Con la astucia con que nació, en las noches que escuchaba pasos de forajidos por el barrio, solía lanzar cohetillos de a centavo, para hacerlos huir… ¡Y funcionaba el engaño!

Tan militante ha sido en su trabajo como en su cristianismo. Si el trabajo hace a la patria, don Lolo construyó la nuestra y nunca escuché a nadie reclamarle nacionalidad. A fuerza de trabajo y honra se ganó patrones y amistades.
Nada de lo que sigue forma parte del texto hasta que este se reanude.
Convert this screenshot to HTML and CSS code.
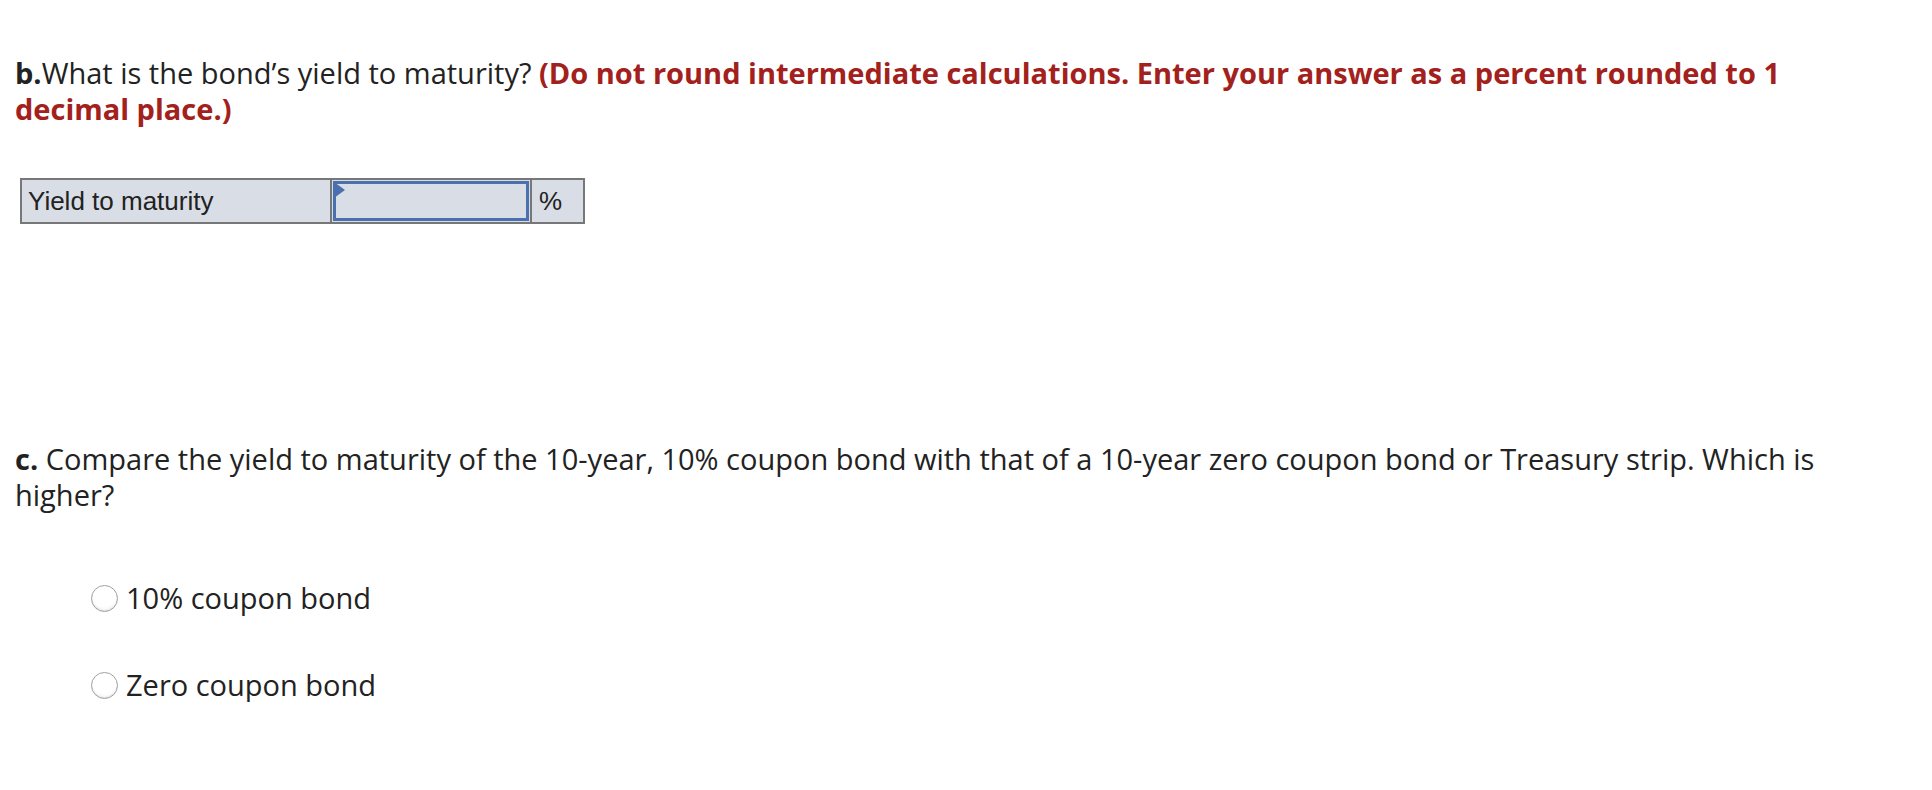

Supe que a la muerte de don Ricardo Ewens, propietario de Finca Devonia, pidió a su hijo, procurarle siempre bienestar a don Lolo, nobleza que Francis cumplió.

Don Dolores Hernández acaba de morir hoy a sus 101 años y hace diez las pocas quejas que expresaba, era sobre el cuerpo que no le permitía ir a trabajar.

También nos enseñó sobre las virtudes de hijos e hijas agradecidos, y los tuvo en abundancia, en especial de Sagrario Hernández (Chayito), que dedicó décadas a cuidarlo y quien, por ello, solo merece el cielo.

Hasta allá, gratitud eterna al abuelo Lolo, que las semillas que al lado del Ulúa echó, sigan fructificando en mujeres y hombres laboriosos y con honra. Y, que aquel Jesús tan cercano y tierno que nos enseñó, hoy lo abrace y sonriendo lo reciba, como usted lo hizo con la niñez del barrio El Centro, del bananero pueblo de San Manuel.